On February 16, 1973, Lydia was arrested on a warrant charging her as an accessory to the murder. On learning of this and that a warrant had been issued for him, appellant turned himself in at the police station at about 7:30 P. M. on the day of her arrest which was a Friday. (Both warrants were based upon information given to the police by an informer whose identity is not disclosed by the record.) Next morning, the appellant, Lydia and Buster Farr, who, inferentially, was also under arrest, were taken to SLED Headquarters in Columbia where polygraph tests were given to them. After taking the test, and after inquiring as
Appellant’s confession led to discovery of a pistol which he had sold on the day following the homicide and which was identified by an expert as the death weapon. The confession and weapon were virtually the only evidence linking appellant to the crime.
At the outset of the trial, the experienced judge held a lengthy hearing in the absence of the jury to determine the voluntariness of the confession and whether appellant had been accorded the procedural safeguards required by the often-cited Miranda decision of the Supreme Court of the United States, 384 U. S. 436, 86 S. Ct. 1602, 16 L. Ed. (2d) 694, 10 A. L. R. (3d) 974 (1966). The judge found that the appellant had been fully advised of all of his rights, that he understood those rights, and deliberately waived them, and that the proffered statement was freely and voluntarily made by the appellant. Counsel for appellant recognizes that these findings are conclusive on appeal if supported by substantial evidence, but contends that the evidence viewed most favorably to the State establishes involuntariness. We disagree.
It is undisputed that at every stage of his interrogation, from his surrender in Charleston to his signing of the statement in Columbia, appellant was distinctly and fully admonished concerning his Miranda rights, both orally and in writing. Furthermore, appellant was not treading new ground. He was an experienced accused, and, as his testimony makes clear and the trial judge found, he fully understood his rights as an accused being subjected to custodial interrogation.
When advised of his right to counsel at the police station on Friday evening, the appellant stated that he could not afford a lawyer, inferentially requesting that he be furnished one. He was then told that one would be appointed for him when he was taken before the magistrate.
Although the magistrate was available in his office on Saturday morning, the appellant was taken to Columbia for the polygraph test, instead of to the magistrate for the appointment of counsel, with consequent delay in such appointment until Monday morning.
Appellant was told that he had failed the polygraph test, and that if he would tell the truth, the officers might be able to arrange for the release of Lydia Brown.

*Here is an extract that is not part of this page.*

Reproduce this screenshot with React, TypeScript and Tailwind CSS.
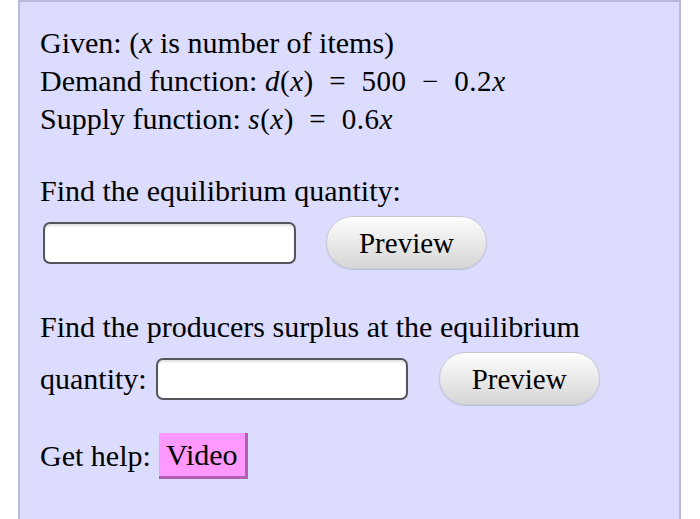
import React from 'react';

function V({ children }: { children: React.ReactNode }) {
  return <span className="italic">{children}</span>;
}

function Math({ children }: { children: React.ReactNode }) {
  return <span className="text-[29px] tracking-[0.5px]">{children}</span>;
}

function Preview() {
  return (
    <button className="h-[53px] w-[161px] rounded-full border border-[#c8c8d4] bg-gradient-to-b from-[#fdfdfd] to-[#d6d6d6] text-[29px] text-black shadow-[0_1px_1px_rgba(0,0,0,0.15)]">
      Preview
    </button>
  );
}

function Answer({ w }: { w: string }) {
  return (
    <input
      className={`h-[42px] ${w} rounded-[7px] border-2 border-[#55555c] bg-white shadow-[inset_0_2px_2px_rgba(0,0,0,0.12)] outline-none`}
    />
  );
}

export default function App() {
  return (
    <div className="min-h-screen w-full bg-white" style={{ fontFamily: '"Liberation Serif", "Times New Roman", serif' }}>
      <div className="ml-[18px] h-[540px] w-[663px] border-2 border-b-0 border-[#b9b9dd] bg-[#dcdcfe] pl-[20px] pt-[22px] text-[30px] leading-[38px] text-black">
        <div>
          Given: (<V>x</V> is number of items)
        </div>
        <div>
          Demand function:{' '}
          <Math>
            <V>d</V>(<V>x</V>) &nbsp;= &nbsp;500 &nbsp;− &nbsp;0.2<V>x</V>
          </Math>
        </div>
        <div>
          Supply function:{' '}
          <Math>
            <V>s</V>(<V>x</V>) &nbsp;= &nbsp;0.6<V>x</V>
          </Math>
        </div>

        <div className="mt-[34px]">Find the equilibrium quantity:</div>
        <div className="mt-[6px] flex items-center gap-[30px] pl-[3px]">
          <Answer w="w-[253px]" />
          <Preview />
        </div>

        <div className="mt-[39px]">Find the producers surplus at the equilibrium</div>
        <div className="mt-[6px] flex items-center">
          <span>quantity:</span>
          <span className="ml-[9px]">
            <Answer w="w-[252px]" />
          </span>
          <span className="ml-[31px]">
            <Preview />
          </span>
        </div>

        <div className="mt-[28px] flex items-center">
          <span>Get help:</span>
          <button className="ml-[8px] h-[46px] w-[89px] border-b-[3px] border-r-[3px] border-[#b060b0] bg-[#ff99ff] text-[30px] text-black">
            Video
          </button>
        </div>
      </div>
    </div>
  );
}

Of course, the appellant had the right to be taken before a magistrate on the morning after his arrest and to have the advice of counsel before being subjected to the polygraph test or otherwise interrogated. However, he expressly waived these rights and elected to go to Columbia to take the lie detector test, which was already scheduled for Lydia and Farr, without awaiting the advice of counsel.
The appellant does not contend that he was mistreated in any way, or subjected to intensive questioning, or even that the officers were overbearing. Instead, he candidly admits that he was treated with civility. Knowing, according to his testimony, that he “would get life” if he confessed, he assigns as his sole reason for doing so that he “didn’t want to see (Lydia) in jail.”
Several other questions are urged by appellant as entitling him to a new trial, on which trial he claims the right to have the jury pass upon whether the homicide was involuntary manslaughter, which the trial judge declined to submit. The claim stems from the statement in appellant’s ■ confession that when he cocked the pistol, it went off; that he “didn’t mean to shoot the man.” We need not consider the astute argument of counsel, who, by appointment, ably represented appellant in the court below and on this appeal, on his entitlement to this submission. At the subsequent trial of an alleged confederate, the appellant took the stand as a witness for the accused, and, after repeated warnings from the bench and by his own counsel, who were called to the courtroom to advise him, that he did not have to testify and that to do so might prejudice his appeal, he testified in the most explicit terms that he murdered the victim in the course of an attempted robbery. If there was error in the court’s refusal to submit involuntary manslaughter, which we do not concede, appellant has waived the error by his subsequent explicit testimony.
Appellant also charges that the court erred in settling the case by including in the transcript appellant’s testimony at the subsequent trial of his alleged confederate. We agree that this testimony was irrelevant to the question of the admissibility of appellant’s original confession, and with it the murder weapon, which depended upon the voluntariness of the confession, not upon its truth. We resolved that issue against appellant on the record of his trial alone. If it had been decided in his favor, there would have been no evidence to support the conviction, and appellant, despite his post-trial admissions, would have been entilted to a reversal and discharge from custody. However, to the extent already stated, we find appellant’s sworn admissions at the subsequent trial relevant to disposition of the remaining assignments of error.
Affirmed.
The appellant testified that the officers promised that Lydia would be released if he gave them a statement, inferentially, exonerating her. They denied having made such a promise, but freely admit having suggested that her release would be the likely result of a statement by him which exonerated her.
Indeed, appellant testified that he was no longer appealing his conviction; that he had instructed his lawyers to “stop” it.